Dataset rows
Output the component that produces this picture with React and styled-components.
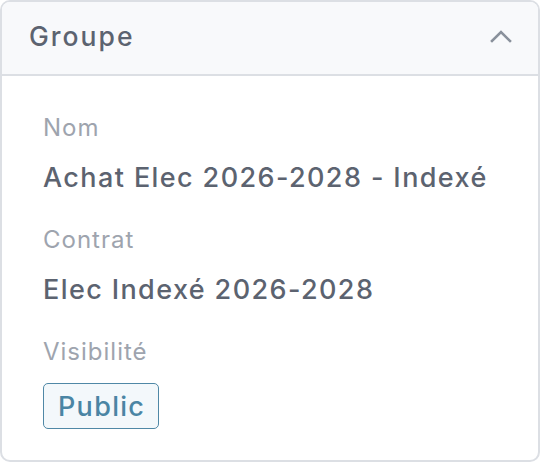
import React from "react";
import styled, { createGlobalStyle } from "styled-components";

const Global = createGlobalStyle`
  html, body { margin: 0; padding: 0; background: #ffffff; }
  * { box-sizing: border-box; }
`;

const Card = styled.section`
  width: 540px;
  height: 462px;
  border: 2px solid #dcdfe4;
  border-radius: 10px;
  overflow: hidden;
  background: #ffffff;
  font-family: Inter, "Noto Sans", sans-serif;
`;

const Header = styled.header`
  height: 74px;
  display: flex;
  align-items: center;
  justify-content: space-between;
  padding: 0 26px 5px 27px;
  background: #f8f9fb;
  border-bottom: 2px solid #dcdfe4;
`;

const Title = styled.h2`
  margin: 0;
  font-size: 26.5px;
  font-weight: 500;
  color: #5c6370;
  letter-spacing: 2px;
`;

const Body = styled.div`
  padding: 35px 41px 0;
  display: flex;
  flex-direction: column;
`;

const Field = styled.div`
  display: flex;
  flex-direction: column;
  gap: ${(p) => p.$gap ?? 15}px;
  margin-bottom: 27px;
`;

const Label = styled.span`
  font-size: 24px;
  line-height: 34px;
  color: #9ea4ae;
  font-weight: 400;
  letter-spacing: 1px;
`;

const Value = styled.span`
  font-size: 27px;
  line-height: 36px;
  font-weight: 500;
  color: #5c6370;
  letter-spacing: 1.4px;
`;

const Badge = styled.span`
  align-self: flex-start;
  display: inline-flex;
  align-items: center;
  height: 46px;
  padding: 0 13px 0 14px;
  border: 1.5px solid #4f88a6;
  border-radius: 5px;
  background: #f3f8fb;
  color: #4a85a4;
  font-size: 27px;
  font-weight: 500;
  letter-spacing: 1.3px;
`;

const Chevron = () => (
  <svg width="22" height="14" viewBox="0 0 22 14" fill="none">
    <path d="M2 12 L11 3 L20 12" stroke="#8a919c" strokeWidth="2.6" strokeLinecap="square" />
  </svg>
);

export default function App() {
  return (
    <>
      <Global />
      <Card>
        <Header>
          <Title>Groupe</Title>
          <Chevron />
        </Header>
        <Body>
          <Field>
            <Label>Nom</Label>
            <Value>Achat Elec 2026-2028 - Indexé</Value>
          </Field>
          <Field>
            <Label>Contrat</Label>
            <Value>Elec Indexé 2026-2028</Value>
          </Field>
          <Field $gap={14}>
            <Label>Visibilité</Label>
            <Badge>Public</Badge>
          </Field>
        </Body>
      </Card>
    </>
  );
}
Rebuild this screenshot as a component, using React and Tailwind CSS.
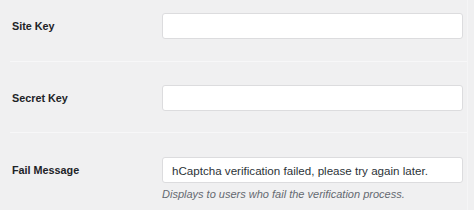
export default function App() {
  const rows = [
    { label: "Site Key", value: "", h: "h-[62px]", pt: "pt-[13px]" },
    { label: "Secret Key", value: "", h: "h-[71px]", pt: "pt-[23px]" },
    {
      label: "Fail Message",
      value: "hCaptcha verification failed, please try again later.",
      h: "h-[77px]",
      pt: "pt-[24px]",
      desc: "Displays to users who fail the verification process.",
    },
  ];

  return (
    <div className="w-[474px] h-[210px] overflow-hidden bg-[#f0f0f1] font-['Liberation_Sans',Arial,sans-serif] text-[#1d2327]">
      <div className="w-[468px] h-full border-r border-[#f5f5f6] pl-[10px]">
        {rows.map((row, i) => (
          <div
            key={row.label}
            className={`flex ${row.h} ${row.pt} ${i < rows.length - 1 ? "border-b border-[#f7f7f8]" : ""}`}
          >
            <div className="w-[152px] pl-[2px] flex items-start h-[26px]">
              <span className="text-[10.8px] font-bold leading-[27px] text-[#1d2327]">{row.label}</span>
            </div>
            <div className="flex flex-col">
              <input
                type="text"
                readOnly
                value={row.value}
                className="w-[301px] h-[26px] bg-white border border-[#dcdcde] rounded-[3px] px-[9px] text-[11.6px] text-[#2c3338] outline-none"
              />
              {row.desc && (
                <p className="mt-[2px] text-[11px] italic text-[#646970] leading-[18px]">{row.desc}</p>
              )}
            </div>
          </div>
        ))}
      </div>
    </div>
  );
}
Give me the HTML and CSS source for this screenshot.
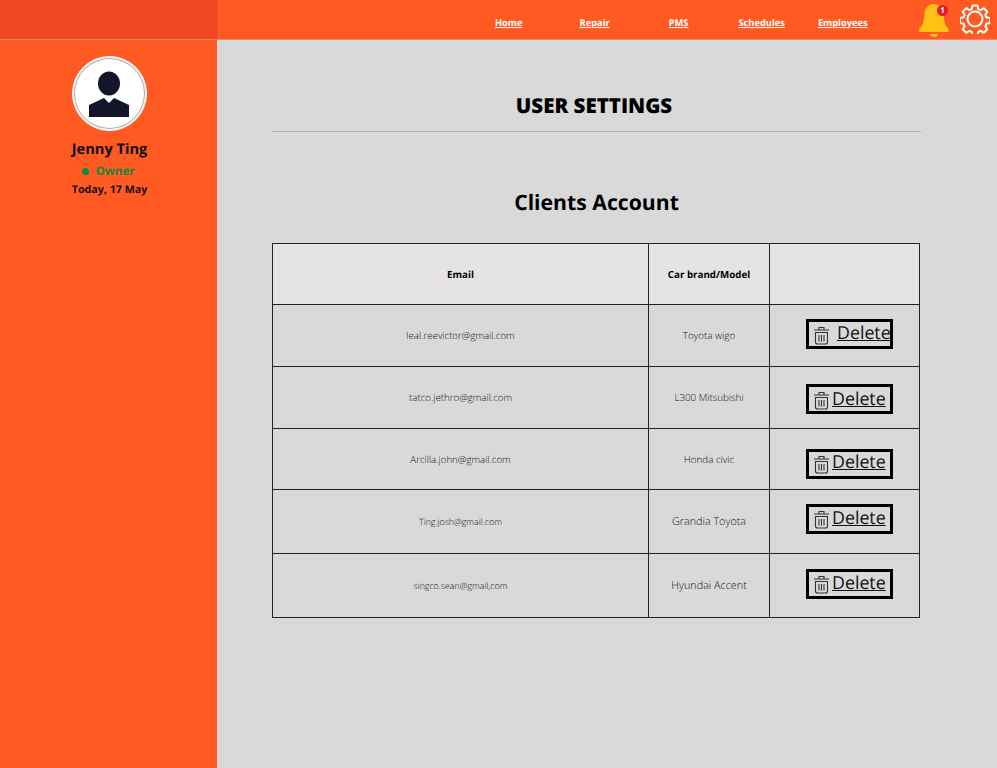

## WORK TO COMPLETE
From the line holding "Rebuild this screenshot" to the last line of the listing, please output each line exactly as it stands. Pictures stay out of the copy.

## SOLUTION TO THIS PROBLEM
Rebuild this screenshot as a component, using React and Tailwind CSS.
export default function App() {
  const rows = [
    { label: "Site Key", value: "", h: "h-[62px]", pt: "pt-[13px]" },
    { label: "Secret Key", value: "", h: "h-[71px]", pt: "pt-[23px]" },
    {
      label: "Fail Message",
      value: "hCaptcha verification failed, please try again later.",
      h: "h-[77px]",
      pt: "pt-[24px]",
      desc: "Displays to users who fail the verification process.",
    },
  ];

  return (
    <div className="w-[474px] h-[210px] overflow-hidden bg-[#f0f0f1] font-['Liberation_Sans',Arial,sans-serif] text-[#1d2327]">
      <div className="w-[468px] h-full border-r border-[#f5f5f6] pl-[10px]">
        {rows.map((row, i) => (
          <div
            key={row.label}
            className={`flex ${row.h} ${row.pt} ${i < rows.length - 1 ? "border-b border-[#f7f7f8]" : ""}`}
          >
            <div className="w-[152px] pl-[2px] flex items-start h-[26px]">
              <span className="text-[10.8px] font-bold leading-[27px] text-[#1d2327]">{row.label}</span>
            </div>
            <div className="flex flex-col">
              <input
                type="text"
                readOnly
                value={row.value}
                className="w-[301px] h-[26px] bg-white border border-[#dcdcde] rounded-[3px] px-[9px] text-[11.6px] text-[#2c3338] outline-none"
              />
              {row.desc && (
                <p className="mt-[2px] text-[11px] italic text-[#646970] leading-[18px]">{row.desc}</p>
              )}
            </div>
          </div>
        ))}
      </div>
    </div>
  );
}
Give me the HTML and CSS source for this screenshot.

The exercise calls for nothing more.